Ashley Yoannou (HBA 2012, MT 2014)
Juris Doctor Candidate 2017
A graduate from the Class of 2012, Ashley Yoannou holds an Honours Bachelor of Arts degree with High Distinction as a History Specialist with an English Minor. After convocation, Yoannou returned to the Department of Historical Studies as a graduate intern, in addition to working with a professor as a research assistant. Remaining connected has been a priority for Yoannou. She believes it was the rigor of her courses, in conjunction with the unconditional support of her professors, which prepared her for graduate school and legal studies.
Taking elective courses ranging from forensic anthropology to psychology, Yoannou was impressed by the variety of subjects offered at UTM, and how they provided the ideal environment for her to find her niche. Trying new things has always been a pursuit for Yoannou, so when it came down to investigating research techniques and areas of study, she considers UTM to have been the ideal place for her exploration.
“I credit my involvement in a Research Opportunity Program at UTM for exposing me to qualitative research and connecting me with the professor who played a significant role in my own academic journey. This program provided the opportunity to investigate topics of interest and get an idea of what to expect in grad school,” says Yoannou, who went on to complete a two-year Master of Teaching (MT) degree at the Ontario Institute for Studies in Education (OISE) at the University of Toronto. Her research, for which she was granted a Social Sciences Research and Humanities Council (SSHRC) Joseph-Armand Bombardier Canada Graduate Program Master’s Scholarship, focuses on academic integrity as it intersects with honour codes and plagiarism detection in secondary school humanities classrooms.
While at UTM, she held progressive executive positions on multiple boards, councils and student organizations, including terms as President of the Historical Studies Society, Vice President of the Women and Gender Studies Action Group and Chair of the Undergraduate Student Advisory Board of Directors of the Hazel McCallion Academic Learning Centre. In recognition of her efforts over the four years of her undergraduate studies, she received a Principal’s Involvement Award. It annually recognizes the outstanding volunteer contributions of students toward enhancing campus spirit and student engagement.

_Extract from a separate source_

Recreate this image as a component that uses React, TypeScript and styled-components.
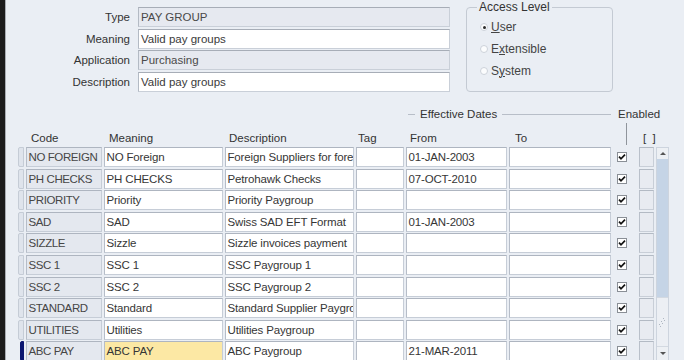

A position in which Yoannou felt great fulfillment was conducting learning style workshops as a Facilitated Study Group Leader for SOC100. She encouraged students to hone their strengths and test a variety of study methods they might not have otherwise considered during their university courses. “Working with students one-on-one or in study groups allowed us to unpack theories in ways that were in tune with different learning modalities, thereby making the content more accessible” said Yoannou. “Building student capacity for critical thinking and productive study techniques was our goal, and it was gratifying to be part of that process. Under Tom Klubi’s initial leadership at the RGASC, UTM students now have a program to support their learning, which is a tremendously beneficial service.”

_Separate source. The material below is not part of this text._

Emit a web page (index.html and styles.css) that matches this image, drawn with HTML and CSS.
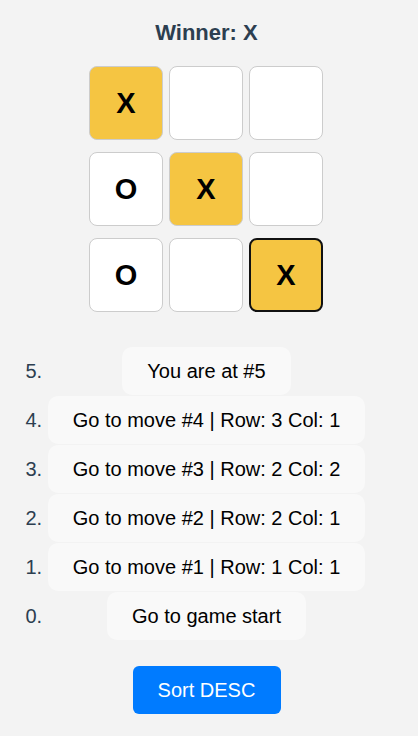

Yoannou has participated in volunteer work both in school and the neighbouring community since middle school, and truly believes that involvement is a principle component of leadership and responsible citizenship. “Volunteering was greatly encouraged at UTM, so it was difficult not to get caught up in the remarkably welcoming spirit of the campus and get excited at the prospect of giving back to our student-faculty-staff community.” As part of the ‘Head Start’ program coordinated by the Robert Gillespie Academic Skills Centre (RGASC) at her alma mater, she volunteered to share her experiences with prospective students and their parents/guardians during formal panel discussions and presentations. Furthermore, as a volunteer note taker for students with disabilities, she registered over 300 hours of volunteer work with the university’s AccessAbility Centre. “In my experience, UTM does an excellent job of supporting students who learn differently, and my volunteering has allowed me to recognize how critical benefits of these services. Advocates in education, especially those who have a commitment to youth and their guardians, are a key piece in helping students succeed at any age.”